> **Source material**:
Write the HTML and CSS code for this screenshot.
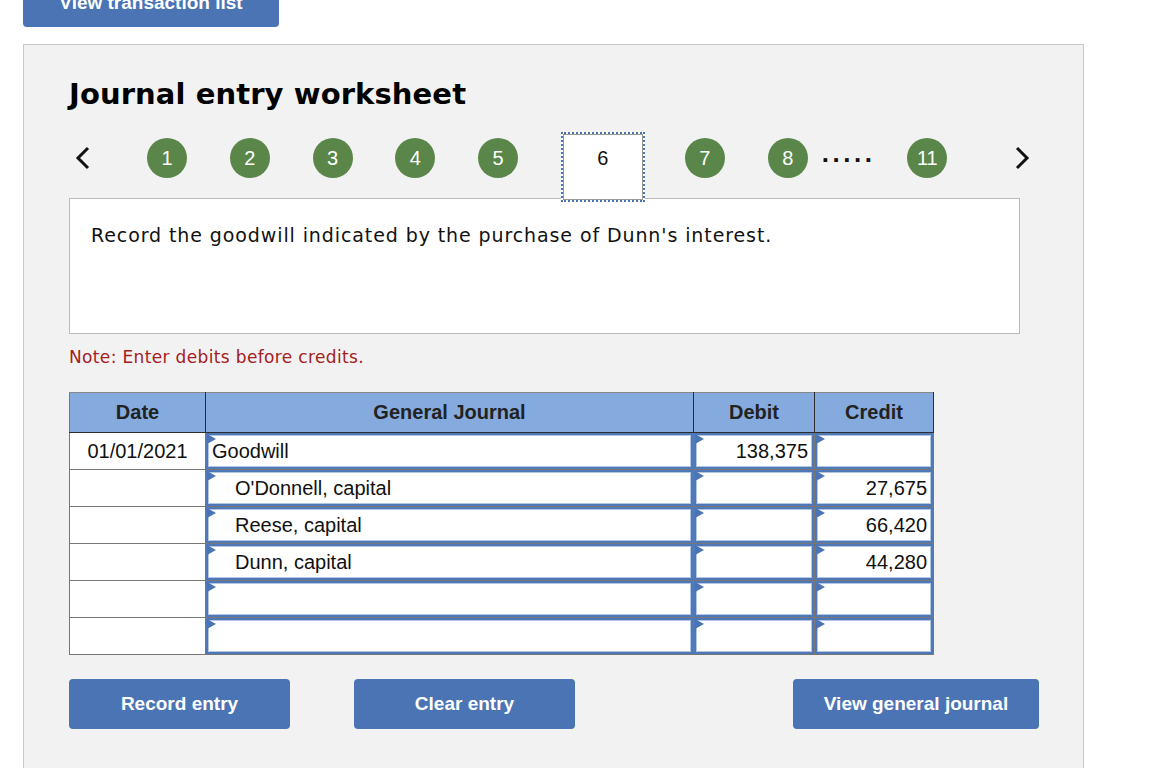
FILE: index.html
```html
<!doctype html>
<html>
<head>
  <title>Journal entry worksheet</title>
  <link rel="stylesheet" href="styles.css">
</head>
<body>
  <div class="page">
    <button class="btn btn-top">View transaction list</button>

    <section class="panel">
      <h1>Journal entry worksheet</h1>

      <!-- step navigation -->
      <nav class="steps">
        <span class="arrow arrow-prev">
          <svg width="16" height="24" viewBox="0 0 16 24"><path d="M13 2 L3 12 L13 22" fill="none" stroke="#111" stroke-width="3"/></svg>
        </span>
        <span class="step step-first">1</span>
        <span class="step">2</span>
        <span class="step">3</span>
        <span class="step">4</span>
        <span class="step">5</span>
        <span class="current">6</span>
        <span class="step step-seven">7</span>
        <span class="step step-eight">8</span>
        <span class="dots">.....</span>
        <span class="step step-last">11</span>
        <span class="arrow arrow-next">
          <svg width="16" height="24" viewBox="0 0 16 24"><path d="M3 2 L13 12 L3 22" fill="none" stroke="#111" stroke-width="3"/></svg>
        </span>
      </nav>

      <div class="question">Record the goodwill indicated by the purchase of Dunn's interest.</div>

      <p class="note">Note: Enter debits before credits.</p>

      <table class="journal">
        <colgroup>
          <col class="c-date">
          <col class="c-acct">
          <col class="c-debit">
          <col class="c-credit">
        </colgroup>
        <thead>
          <tr>
            <th>Date</th>
            <th>General Journal</th>
            <th>Debit</th>
            <th>Credit</th>
          </tr>
        </thead>
        <tbody>
          <tr>
            <td class="date">01/01/2021</td>
            <td class="in"><div class="field acct">Goodwill</div></td>
            <td class="in"><div class="field num">138,375</div></td>
            <td class="in"><div class="field num"></div></td>
          </tr>
          <tr>
            <td class="date"></td>
            <td class="in"><div class="field acct indent">O'Donnell, capital</div></td>
            <td class="in"><div class="field num"></div></td>
            <td class="in"><div class="field num">27,675</div></td>
          </tr>
          <tr>
            <td class="date"></td>
            <td class="in"><div class="field acct indent">Reese, capital</div></td>
            <td class="in"><div class="field num"></div></td>
            <td class="in"><div class="field num">66,420</div></td>
          </tr>
          <tr>
            <td class="date"></td>
            <td class="in"><div class="field acct indent">Dunn, capital</div></td>
            <td class="in"><div class="field num"></div></td>
            <td class="in"><div class="field num">44,280</div></td>
          </tr>
          <tr>
            <td class="date"></td>
            <td class="in"><div class="field acct"></div></td>
            <td class="in"><div class="field num"></div></td>
            <td class="in"><div class="field num"></div></td>
          </tr>
          <tr>
            <td class="date"></td>
            <td class="in"><div class="field acct"></div></td>
            <td class="in"><div class="field num"></div></td>
            <td class="in"><div class="field num"></div></td>
          </tr>
        </tbody>
      </table>

      <div class="actions">
        <button class="btn btn-record">Record entry</button>
        <button class="btn btn-clear">Clear entry</button>
        <button class="btn btn-view">View general journal</button>
      </div>
    </section>
  </div>
</body>
</html>
```

FILE: styles.css
```css
* {
  box-sizing: border-box;
  margin: 0;
  padding: 0;
}

html, body {
  height: 100%;
  overflow: hidden;
}

body {
  background: #fff;
  font-family: "Liberation Sans", Arial, sans-serif;
  color: #111;
}

.page {
  padding-left: 23px;
}

.btn {
  border: none;
  background: #4a74b4;
  color: #fff;
  font-family: "Liberation Sans", Arial, sans-serif;
  font-weight: 700;
  font-size: 19px;
  border-radius: 4px;
  cursor: pointer;
}

.btn-top {
  display: block;
  width: 256px;
  height: 40px;
  margin-top: -13px;
  padding-bottom: 8px;
  line-height: 18px;
}

.panel {
  margin-top: 17px;
  width: 1061px;
  height: 760px;
  background: #f2f2f2;
  border: 1px solid #c8c8c8;
  padding: 32px 0 0 45px;
}

h1 {
  font-family: "DejaVu Sans", Verdana, sans-serif;
  font-weight: 700;
  font-size: 29px;
  line-height: 34px;
  letter-spacing: 0.1px;
  color: #000;
}

/* step navigation */
.steps {
  display: flex;
  align-items: flex-start;
  margin-top: 21px;
  height: 66px;
}

.arrow {
  width: 28px;
  height: 24px;
  margin-top: 14px;
  display: flex;
  justify-content: center;
}

.arrow-next {
  margin-left: 61px;
}

.step {
  width: 40px;
  height: 40px;
  border-radius: 50%;
  background: #5a8649;
  color: #fff;
  font-size: 20px;
  line-height: 40px;
  text-align: center;
  margin-top: 6px;
  margin-left: 42.75px;
}

.step-first { margin-left: 50px; }
.step-seven { margin-left: 40px; }
.step-eight { margin-left: 43px; }
.step-last { margin-left: 32px; }

.current {
  width: 84px;
  height: 70px;
  margin-left: 42.75px;
  background: #fff;
  border: 2px dotted #4a74b4;
  box-shadow: inset 0 0 0 1px #999;
  text-align: center;
  font-size: 20px;
  line-height: 24px;
  padding-top: 12px;
  position: relative;
  z-index: 1;
}

.dots {
  margin-left: 14px;
  margin-top: 6px;
  font-size: 26px;
  font-weight: 700;
  line-height: 30px;
  letter-spacing: 3.5px;
  white-space: nowrap;
}

.question {
  width: 951px;
  height: 136px;
  background: #fff;
  border: 1px solid #bbb;
  padding: 25px 0 0 21px;
  font-family: "DejaVu Sans", Verdana, sans-serif;
  font-size: 19px;
  line-height: 22px;
  letter-spacing: 0.9px;
  color: #111;
}

.note {
  margin-top: 12px;
  font-family: "DejaVu Sans", Verdana, sans-serif;
  font-size: 17px;
  line-height: 22px;
  letter-spacing: 0.35px;
  color: #a52020;
}

/* journal table */
.journal {
  margin-top: 24px;
  border-collapse: collapse;
  table-layout: fixed;
  width: 864px;
  background: #fff;
  font-size: 20px;
}

.c-date { width: 136px; }
.c-acct { width: 488px; }
.c-debit { width: 121px; }
.c-credit { width: 119px; }

.journal th {
  height: 40px;
  background: #84aade;
  border: 1px solid #2d2d2d;
  border-top-color: #888;
  font-weight: 700;
  color: #222;
}

.journal th:first-child {
  border-left-color: #777;
}

.journal td {
  height: 37px;
  border: 1px solid #777;
  padding: 0;
}

.journal td.date {
  text-align: center;
}

.field {
  position: relative;
  height: 36px;
  border: 2px solid #4e78b8;
  box-shadow: inset 0 0 0 1px #b3c6e6;
  line-height: 32px;
  padding: 0 4px;
}

.field::before {
  content: "";
  position: absolute;
  left: -1px;
  top: -1px;
  border-left: 9px solid #4a74b4;
  border-top: 5px solid transparent;
  border-bottom: 5px solid transparent;
}

.acct {
  text-align: left;
}

.indent {
  padding-left: 27px;
}

.num {
  text-align: right;
}

.actions {
  display: flex;
  margin-top: 24px;
}

.actions .btn {
  height: 50px;
}

.btn-record,
.btn-clear {
  width: 221px;
}

.btn-clear {
  margin-left: 64px;
}

.btn-view {
  width: 246px;
  margin-left: 218px;
}
```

> **What is required**: Copy the listing in full and without alteration, omitting every picture.

> **Answer for this exercise**:
Write the HTML and CSS code for this screenshot.
FILE: index.html
```html
<!doctype html>
<html>
<head>
  <title>Journal entry worksheet</title>
  <link rel="stylesheet" href="styles.css">
</head>
<body>
  <div class="page">
    <button class="btn btn-top">View transaction list</button>

    <section class="panel">
      <h1>Journal entry worksheet</h1>

      <!-- step navigation -->
      <nav class="steps">
        <span class="arrow arrow-prev">
          <svg width="16" height="24" viewBox="0 0 16 24"><path d="M13 2 L3 12 L13 22" fill="none" stroke="#111" stroke-width="3"/></svg>
        </span>
        <span class="step step-first">1</span>
        <span class="step">2</span>
        <span class="step">3</span>
        <span class="step">4</span>
        <span class="step">5</span>
        <span class="current">6</span>
        <span class="step step-seven">7</span>
        <span class="step step-eight">8</span>
        <span class="dots">.....</span>
        <span class="step step-last">11</span>
        <span class="arrow arrow-next">
          <svg width="16" height="24" viewBox="0 0 16 24"><path d="M3 2 L13 12 L3 22" fill="none" stroke="#111" stroke-width="3"/></svg>
        </span>
      </nav>

      <div class="question">Record the goodwill indicated by the purchase of Dunn's interest.</div>

      <p class="note">Note: Enter debits before credits.</p>

      <table class="journal">
        <colgroup>
          <col class="c-date">
          <col class="c-acct">
          <col class="c-debit">
          <col class="c-credit">
        </colgroup>
        <thead>
          <tr>
            <th>Date</th>
            <th>General Journal</th>
            <th>Debit</th>
            <th>Credit</th>
          </tr>
        </thead>
        <tbody>
          <tr>
            <td class="date">01/01/2021</td>
            <td class="in"><div class="field acct">Goodwill</div></td>
            <td class="in"><div class="field num">138,375</div></td>
            <td class="in"><div class="field num"></div></td>
          </tr>
          <tr>
            <td class="date"></td>
            <td class="in"><div class="field acct indent">O'Donnell, capital</div></td>
            <td class="in"><div class="field num"></div></td>
            <td class="in"><div class="field num">27,675</div></td>
          </tr>
          <tr>
            <td class="date"></td>
            <td class="in"><div class="field acct indent">Reese, capital</div></td>
            <td class="in"><div class="field num"></div></td>
            <td class="in"><div class="field num">66,420</div></td>
          </tr>
          <tr>
            <td class="date"></td>
            <td class="in"><div class="field acct indent">Dunn, capital</div></td>
            <td class="in"><div class="field num"></div></td>
            <td class="in"><div class="field num">44,280</div></td>
          </tr>
          <tr>
            <td class="date"></td>
            <td class="in"><div class="field acct"></div></td>
            <td class="in"><div class="field num"></div></td>
            <td class="in"><div class="field num"></div></td>
          </tr>
          <tr>
            <td class="date"></td>
            <td class="in"><div class="field acct"></div></td>
            <td class="in"><div class="field num"></div></td>
            <td class="in"><div class="field num"></div></td>
          </tr>
        </tbody>
      </table>

      <div class="actions">
        <button class="btn btn-record">Record entry</button>
        <button class="btn btn-clear">Clear entry</button>
        <button class="btn btn-view">View general journal</button>
      </div>
    </section>
  </div>
</body>
</html>
```

FILE: styles.css
```css
* {
  box-sizing: border-box;
  margin: 0;
  padding: 0;
}

html, body {
  height: 100%;
  overflow: hidden;
}

body {
  background: #fff;
  font-family: "Liberation Sans", Arial, sans-serif;
  color: #111;
}

.page {
  padding-left: 23px;
}

.btn {
  border: none;
  background: #4a74b4;
  color: #fff;
  font-family: "Liberation Sans", Arial, sans-serif;
  font-weight: 700;
  font-size: 19px;
  border-radius: 4px;
  cursor: pointer;
}

.btn-top {
  display: block;
  width: 256px;
  height: 40px;
  margin-top: -13px;
  padding-bottom: 8px;
  line-height: 18px;
}

.panel {
  margin-top: 17px;
  width: 1061px;
  height: 760px;
  background: #f2f2f2;
  border: 1px solid #c8c8c8;
  padding: 32px 0 0 45px;
}

h1 {
  font-family: "DejaVu Sans", Verdana, sans-serif;
  font-weight: 700;
  font-size: 29px;
  line-height: 34px;
  letter-spacing: 0.1px;
  color: #000;
}

/* step navigation */
.steps {
  display: flex;
  align-items: flex-start;
  margin-top: 21px;
  height: 66px;
}

.arrow {
  width: 28px;
  height: 24px;
  margin-top: 14px;
  display: flex;
  justify-content: center;
}

.arrow-next {
  margin-left: 61px;
}

.step {
  width: 40px;
  height: 40px;
  border-radius: 50%;
  background: #5a8649;
  color: #fff;
  font-size: 20px;
  line-height: 40px;
  text-align: center;
  margin-top: 6px;
  margin-left: 42.75px;
}

.step-first { margin-left: 50px; }
.step-seven { margin-left: 40px; }
.step-eight { margin-left: 43px; }
.step-last { margin-left: 32px; }

.current {
  width: 84px;
  height: 70px;
  margin-left: 42.75px;
  background: #fff;
  border: 2px dotted #4a74b4;
  box-shadow: inset 0 0 0 1px #999;
  text-align: center;
  font-size: 20px;
  line-height: 24px;
  padding-top: 12px;
  position: relative;
  z-index: 1;
}

.dots {
  margin-left: 14px;
  margin-top: 6px;
  font-size: 26px;
  font-weight: 700;
  line-height: 30px;
  letter-spacing: 3.5px;
  white-space: nowrap;
}

.question {
  width: 951px;
  height: 136px;
  background: #fff;
  border: 1px solid #bbb;
  padding: 25px 0 0 21px;
  font-family: "DejaVu Sans", Verdana, sans-serif;
  font-size: 19px;
  line-height: 22px;
  letter-spacing: 0.9px;
  color: #111;
}

.note {
  margin-top: 12px;
  font-family: "DejaVu Sans", Verdana, sans-serif;
  font-size: 17px;
  line-height: 22px;
  letter-spacing: 0.35px;
  color: #a52020;
}

/* journal table */
.journal {
  margin-top: 24px;
  border-collapse: collapse;
  table-layout: fixed;
  width: 864px;
  background: #fff;
  font-size: 20px;
}

.c-date { width: 136px; }
.c-acct { width: 488px; }
.c-debit { width: 121px; }
.c-credit { width: 119px; }

.journal th {
  height: 40px;
  background: #84aade;
  border: 1px solid #2d2d2d;
  border-top-color: #888;
  font-weight: 700;
  color: #222;
}

.journal th:first-child {
  border-left-color: #777;
}

.journal td {
  height: 37px;
  border: 1px solid #777;
  padding: 0;
}

.journal td.date {
  text-align: center;
}

.field {
  position: relative;
  height: 36px;
  border: 2px solid #4e78b8;
  box-shadow: inset 0 0 0 1px #b3c6e6;
  line-height: 32px;
  padding: 0 4px;
}

.field::before {
  content: "";
  position: absolute;
  left: -1px;
  top: -1px;
  border-left: 9px solid #4a74b4;
  border-top: 5px solid transparent;
  border-bottom: 5px solid transparent;
}

.acct {
  text-align: left;
}

.indent {
  padding-left: 27px;
}

.num {
  text-align: right;
}

.actions {
  display: flex;
  margin-top: 24px;
}

.actions .btn {
  height: 50px;
}

.btn-record,
.btn-clear {
  width: 221px;
}

.btn-clear {
  margin-left: 64px;
}

.btn-view {
  width: 246px;
  margin-left: 218px;
}
```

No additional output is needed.